For retrofits, a sidewall power-vented conversion often makes sense. It eliminates the need for a functioning chimney, reduces off-cycle losses, and allows the installer to route makeup air directly to the burner. The initial expense is offset by eliminating chimney repair costs and by the immediate efficiency gain. Many condensing units exceed 90% AFUE and achieve the ENERGY STAR most efficient designation. To qualify, manufacturers must demonstrate stable combustion and low standby losses, both of which demand superior ventilation design.

Makeup Air and Whole-House Strategies

In a super-insulated home, a kitchen range hood moving 1,200 CFM can depressurize the furnace room by more than 5 Pascals—enough to reverse the draft in an 8-inch chimney. Solving this doesn’t mean abandoning the oil furnace; it means treating the house as an integrated system. Options include:

  • Interconnected controls. A pressure switch can lock out the oil burner whenever a large exhaust fan runs, preventing backdraft and combustion hazards.
  • Motorized makeup air dampers. A damper connected to the return duct of the air handler can bring in outdoor air to balance pressure when exhaust appliances operate. This damper must close tightly when not needed to avoid energy penalty.
  • Energy recovery ventilators (ERVs). While an ERV primarily exchanges indoor and outdoor air to preserve energy, it can help neutralize pressure differences if the airflows are balanced. However, it cannot supply dedicated combustion air; that must still come through a code-compliant duct.

The most reliable approach remains a sealed-combustion furnace, which physically isolates the burner from indoor pressure fluctuations. In areas where oil remains the dominant fuel, the Department of Energy’s heat pump guides note that hybrid systems (oil furnace paired with a heat pump) can reduce overall oil use, but the ventilation design fundamentals for the furnace side do not change.

Safety Codes and Professional Standards

Any ventilation work on an oil furnace must follow National Fire Protection Association (NFPA) 31, Standard for the Installation of Oil-Burning Equipment. Local building codes often layer additional requirements such as chimney height, condensation drains, or b-vent restrictions. Hiring a contractor certified by the Oilheat Professionals of America or a similar trade group ensures the work meets these standards.
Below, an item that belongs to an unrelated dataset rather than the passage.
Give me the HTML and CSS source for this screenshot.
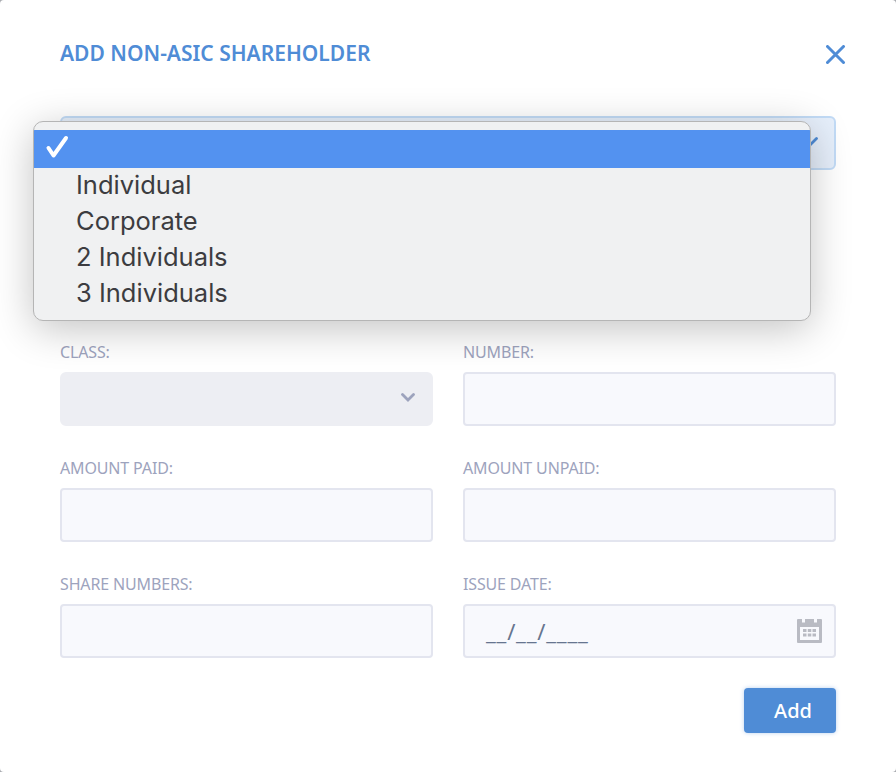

In addition to the mandatory CO detector, a spill or blocked vent safety switch can shut down the burner if flue gases are not exiting properly. These devices are required in some jurisdictions and are strongly recommended everywhere. They add little cost and directly address the leading cause of oil-furnace-related carbon monoxide emergencies.

Long-Term Performance: Monitoring and Tuning

Optimal ventilation isn’t a one-time fix; it requires ongoing attention. Smart thermostats and home energy monitors can track heating system runtime and correlate it with outdoor temperature, giving homeowners an early indication of efficiency drift. When paired with a digital combustion analyzer’s printout from an annual service, these data points create a performance record that flags problems long before a high fuel bill arrives.

Simple habits also help. Visually inspect the chimney cap, outdoor intake hoods, and any vent terminations each spring and fall. Listen for changes in the burner’s sound—a sudden whooshing or rumbling may indicate air flow changes. Keep the area around the furnace clear of stored materials that might block air paths or vents.

Bringing It All Together

An oil furnace can only be as efficient as its ability to breathe. From the moment fuel leaves the nozzle, every ounce of energy recovery depends on a precise supply of air and a clear path for exhaust. Properly designed and maintained ventilation reduces fuel use, extends equipment life, and keeps the home safe. Whether through a power-vented upgrade, a sealed-combustion appliance, or simply diligent maintenance of a traditional chimney, investing in ventilation pays steady dividends. As homes get tighter and energy codes evolve, the relationship between air and flame will only grow more important. The best strategy starts with a professional combustion test, follows the numbers, and stays vigilant with seasonal check-ups—delivering warmth that doesn’t leak away up the flue.